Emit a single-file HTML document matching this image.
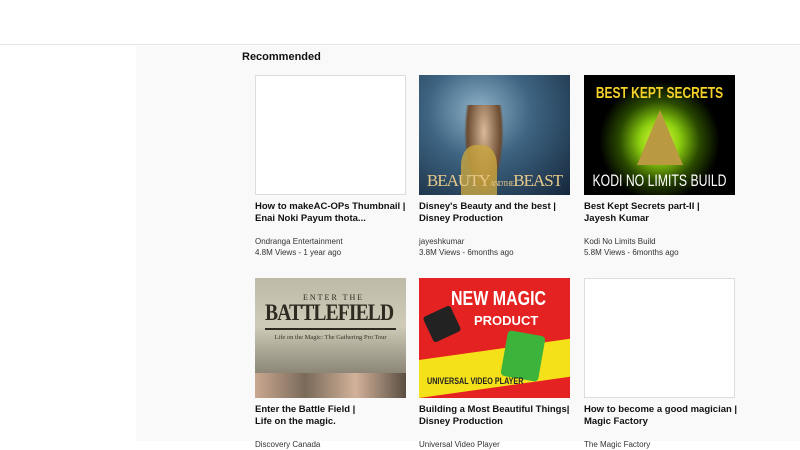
<!DOCTYPE html>
<html><head><meta charset="utf-8"><style>
*{margin:0;padding:0;box-sizing:border-box}
body{width:800px;height:450px;background:#fff;font-family:"Liberation Sans",sans-serif;position:relative;overflow:hidden}
.hdr{position:absolute;left:0;top:0;width:800px;height:45px;background:#fff;border-bottom:1px solid #e5e5e5}
.main{position:absolute;left:136px;top:46px;width:664px;height:395px;background:#f9f9f9}
.rec{position:absolute;left:242px;top:51px;font-size:11px;font-weight:bold;color:#111}
.card{position:absolute;width:151px}
.th{width:151px;height:120px;position:relative;overflow:hidden}
.th div{white-space:nowrap}
.blank{background:#fff;border:1px solid #ddd}
.t{position:absolute;top:126px;left:0;font-size:9.5px;font-weight:bold;color:#111;line-height:11.5px;white-space:nowrap}
.c{position:absolute;top:161px;left:0;font-size:8px;color:#333;line-height:11px;white-space:nowrap}
</style></head><body>
<div class="hdr"></div>
<div class="main"></div>
<div class="rec">Recommended</div>

<div class="card" style="left:255px;top:75px">
 <div class="th blank"></div>
 <div class="t">How to makeAC-OPs Thumbnail |<br>Enai Noki Payum thota...</div>
 <div class="c">Ondranga Entertainment<br>4.8M Views - 1 year ago</div>
</div>

<div class="card" style="left:419px;top:75px">
 <div class="th" style="background:radial-gradient(ellipse at 40% 30%,#8fb3c8 0%,#3e6583 40%,#15263a 100%)">
  <div style="position:absolute;left:45px;top:30px;width:40px;height:90px;background:radial-gradient(ellipse at 50% 30%,#d8b896,#6a4a30 60%,transparent 70%)"></div>
  <div style="position:absolute;left:42px;top:70px;width:36px;height:50px;background:#c9a640;border-radius:40% 40% 0 0;opacity:.8"></div>
  <div style="position:absolute;left:0;top:96px;width:151px;text-align:center;font-family:'Liberation Serif',serif;color:#e8c98a;font-size:17px;letter-spacing:-1px">BEAUTY<span style="font-size:7px">AND THE</span>BEAST</div>
 </div>
 <div class="t">Disney's Beauty and the best |<br>Disney Production</div>
 <div class="c">jayeshkumar<br>3.8M Views - 6months ago</div>
</div>

<div class="card" style="left:584px;top:75px">
 <div class="th" style="background:radial-gradient(circle at 50% 55%,#e8ff40 0%,#8ccf10 20%,#2a4a00 40%,#000 60%)">
  <div style="position:absolute;left:-20px;top:10px;width:191px;text-align:center;color:#f4d22a;font-weight:bold;font-size:16px;transform:scaleX(.75)">BEST KEPT SECRETS</div>
  <div style="position:absolute;left:53px;top:35px;width:0;height:0;border-left:23px solid transparent;border-right:23px solid transparent;border-bottom:55px solid #b99a40"></div>
  <div style="position:absolute;left:-20px;top:96px;width:191px;text-align:center;color:#fff;font-size:17px;transform:scaleX(.72)">KODI NO LIMITS BUILD</div>
 </div>
 <div class="t">Best Kept Secrets part-II |<br>Jayesh Kumar</div>
 <div class="c">Kodi No Limits Build<br>5.8M Views - 6months ago</div>
</div>

<div class="card" style="left:255px;top:278px">
 <div class="th" style="background:linear-gradient(180deg,#bdbaa8 0%,#cfcbb8 40%,#8a8575 80%,#5a554a 100%)">
  <div style="position:absolute;top:15px;color:#2e2a22;font-family:'Liberation Serif',serif;font-size:8px;letter-spacing:2px;left:48px">ENTER THE</div>
  <div style="position:absolute;left:10px;top:22px;color:#2e2a22;font-family:'Liberation Serif',serif;font-size:23px;font-weight:bold;letter-spacing:-1px;transform:scaleX(.85);transform-origin:left">BATTLEFIELD</div>
  <div style="position:absolute;left:10px;top:50px;width:131px;height:2px;background:#2e2a22"></div>
  <div style="position:absolute;left:0;top:56px;width:151px;text-align:center;color:#3a3528;font-family:'Liberation Serif',serif;font-size:6.5px">Life on the Magic: The Gathering Pro Tour</div>
  <div style="position:absolute;left:0;top:95px;width:151px;height:25px;background:linear-gradient(90deg,#caa890,#7a6a5a,#d2b29a,#5a4e42)"></div>
 </div>
 <div class="t">Enter the Battle Field |<br>Life on the magic.</div>
 <div class="c">Discovery Canada</div>
</div>

<div class="card" style="left:419px;top:278px">
 <div class="th" style="background:#e52222">
  <div style="position:absolute;left:0;top:82px;width:151px;height:38px;background:#f5e11a;transform:skewY(-8deg);transform-origin:left bottom"></div>
  <div style="position:absolute;left:32px;top:10px;color:#fff;font-weight:bold;font-size:20px;transform:scaleX(.8);transform-origin:left">NEW MAGIC</div>
  <div style="position:absolute;left:55px;top:35px;color:#fff;font-weight:bold;font-size:13px">PRODUCT</div>
  <div style="position:absolute;left:8px;top:32px;width:30px;height:28px;background:#222;transform:rotate(-25deg);border-radius:3px"></div>
  <div style="position:absolute;left:85px;top:55px;width:38px;height:46px;background:#3cb43c;transform:rotate(10deg);border-radius:4px"></div>
  <div style="position:absolute;left:8px;top:98px;color:#222;font-weight:bold;font-size:9px;transform:scaleX(.8);transform-origin:left">UNIVERSAL VIDEO PLAYER</div>
 </div>
 <div class="t">Building a Most Beautiful Things|<br>Disney Production</div>
 <div class="c">Universal Video Player</div>
</div>

<div class="card" style="left:584px;top:278px">
 <div class="th blank"></div>
 <div class="t">How to become a good magician |<br>Magic Factory</div>
 <div class="c">The Magic Factory</div>
</div>
</body></html>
————
■ WHAT YOU ARE ASKED TO DO:
Without the pictures, retype the whole of the material above exactly.

■ WORKED ANSWER:
Emit a single-file HTML document matching this image.
<!DOCTYPE html>
<html><head><meta charset="utf-8"><style>
*{margin:0;padding:0;box-sizing:border-box}
body{width:800px;height:450px;background:#fff;font-family:"Liberation Sans",sans-serif;position:relative;overflow:hidden}
.hdr{position:absolute;left:0;top:0;width:800px;height:45px;background:#fff;border-bottom:1px solid #e5e5e5}
.main{position:absolute;left:136px;top:46px;width:664px;height:395px;background:#f9f9f9}
.rec{position:absolute;left:242px;top:51px;font-size:11px;font-weight:bold;color:#111}
.card{position:absolute;width:151px}
.th{width:151px;height:120px;position:relative;overflow:hidden}
.th div{white-space:nowrap}
.blank{background:#fff;border:1px solid #ddd}
.t{position:absolute;top:126px;left:0;font-size:9.5px;font-weight:bold;color:#111;line-height:11.5px;white-space:nowrap}
.c{position:absolute;top:161px;left:0;font-size:8px;color:#333;line-height:11px;white-space:nowrap}
</style></head><body>
<div class="hdr"></div>
<div class="main"></div>
<div class="rec">Recommended</div>

<div class="card" style="left:255px;top:75px">
 <div class="th blank"></div>
 <div class="t">How to makeAC-OPs Thumbnail |<br>Enai Noki Payum thota...</div>
 <div class="c">Ondranga Entertainment<br>4.8M Views - 1 year ago</div>
</div>

<div class="card" style="left:419px;top:75px">
 <div class="th" style="background:radial-gradient(ellipse at 40% 30%,#8fb3c8 0%,#3e6583 40%,#15263a 100%)">
  <div style="position:absolute;left:45px;top:30px;width:40px;height:90px;background:radial-gradient(ellipse at 50% 30%,#d8b896,#6a4a30 60%,transparent 70%)"></div>
  <div style="position:absolute;left:42px;top:70px;width:36px;height:50px;background:#c9a640;border-radius:40% 40% 0 0;opacity:.8"></div>
  <div style="position:absolute;left:0;top:96px;width:151px;text-align:center;font-family:'Liberation Serif',serif;color:#e8c98a;font-size:17px;letter-spacing:-1px">BEAUTY<span style="font-size:7px">AND THE</span>BEAST</div>
 </div>
 <div class="t">Disney's Beauty and the best |<br>Disney Production</div>
 <div class="c">jayeshkumar<br>3.8M Views - 6months ago</div>
</div>

<div class="card" style="left:584px;top:75px">
 <div class="th" style="background:radial-gradient(circle at 50% 55%,#e8ff40 0%,#8ccf10 20%,#2a4a00 40%,#000 60%)">
  <div style="position:absolute;left:-20px;top:10px;width:191px;text-align:center;color:#f4d22a;font-weight:bold;font-size:16px;transform:scaleX(.75)">BEST KEPT SECRETS</div>
  <div style="position:absolute;left:53px;top:35px;width:0;height:0;border-left:23px solid transparent;border-right:23px solid transparent;border-bottom:55px solid #b99a40"></div>
  <div style="position:absolute;left:-20px;top:96px;width:191px;text-align:center;color:#fff;font-size:17px;transform:scaleX(.72)">KODI NO LIMITS BUILD</div>
 </div>
 <div class="t">Best Kept Secrets part-II |<br>Jayesh Kumar</div>
 <div class="c">Kodi No Limits Build<br>5.8M Views - 6months ago</div>
</div>

<div class="card" style="left:255px;top:278px">
 <div class="th" style="background:linear-gradient(180deg,#bdbaa8 0%,#cfcbb8 40%,#8a8575 80%,#5a554a 100%)">
  <div style="position:absolute;top:15px;color:#2e2a22;font-family:'Liberation Serif',serif;font-size:8px;letter-spacing:2px;left:48px">ENTER THE</div>
  <div style="position:absolute;left:10px;top:22px;color:#2e2a22;font-family:'Liberation Serif',serif;font-size:23px;font-weight:bold;letter-spacing:-1px;transform:scaleX(.85);transform-origin:left">BATTLEFIELD</div>
  <div style="position:absolute;left:10px;top:50px;width:131px;height:2px;background:#2e2a22"></div>
  <div style="position:absolute;left:0;top:56px;width:151px;text-align:center;color:#3a3528;font-family:'Liberation Serif',serif;font-size:6.5px">Life on the Magic: The Gathering Pro Tour</div>
  <div style="position:absolute;left:0;top:95px;width:151px;height:25px;background:linear-gradient(90deg,#caa890,#7a6a5a,#d2b29a,#5a4e42)"></div>
 </div>
 <div class="t">Enter the Battle Field |<br>Life on the magic.</div>
 <div class="c">Discovery Canada</div>
</div>

<div class="card" style="left:419px;top:278px">
 <div class="th" style="background:#e52222">
  <div style="position:absolute;left:0;top:82px;width:151px;height:38px;background:#f5e11a;transform:skewY(-8deg);transform-origin:left bottom"></div>
  <div style="position:absolute;left:32px;top:10px;color:#fff;font-weight:bold;font-size:20px;transform:scaleX(.8);transform-origin:left">NEW MAGIC</div>
  <div style="position:absolute;left:55px;top:35px;color:#fff;font-weight:bold;font-size:13px">PRODUCT</div>
  <div style="position:absolute;left:8px;top:32px;width:30px;height:28px;background:#222;transform:rotate(-25deg);border-radius:3px"></div>
  <div style="position:absolute;left:85px;top:55px;width:38px;height:46px;background:#3cb43c;transform:rotate(10deg);border-radius:4px"></div>
  <div style="position:absolute;left:8px;top:98px;color:#222;font-weight:bold;font-size:9px;transform:scaleX(.8);transform-origin:left">UNIVERSAL VIDEO PLAYER</div>
 </div>
 <div class="t">Building a Most Beautiful Things|<br>Disney Production</div>
 <div class="c">Universal Video Player</div>
</div>

<div class="card" style="left:584px;top:278px">
 <div class="th blank"></div>
 <div class="t">How to become a good magician |<br>Magic Factory</div>
 <div class="c">The Magic Factory</div>
</div>
</body></html>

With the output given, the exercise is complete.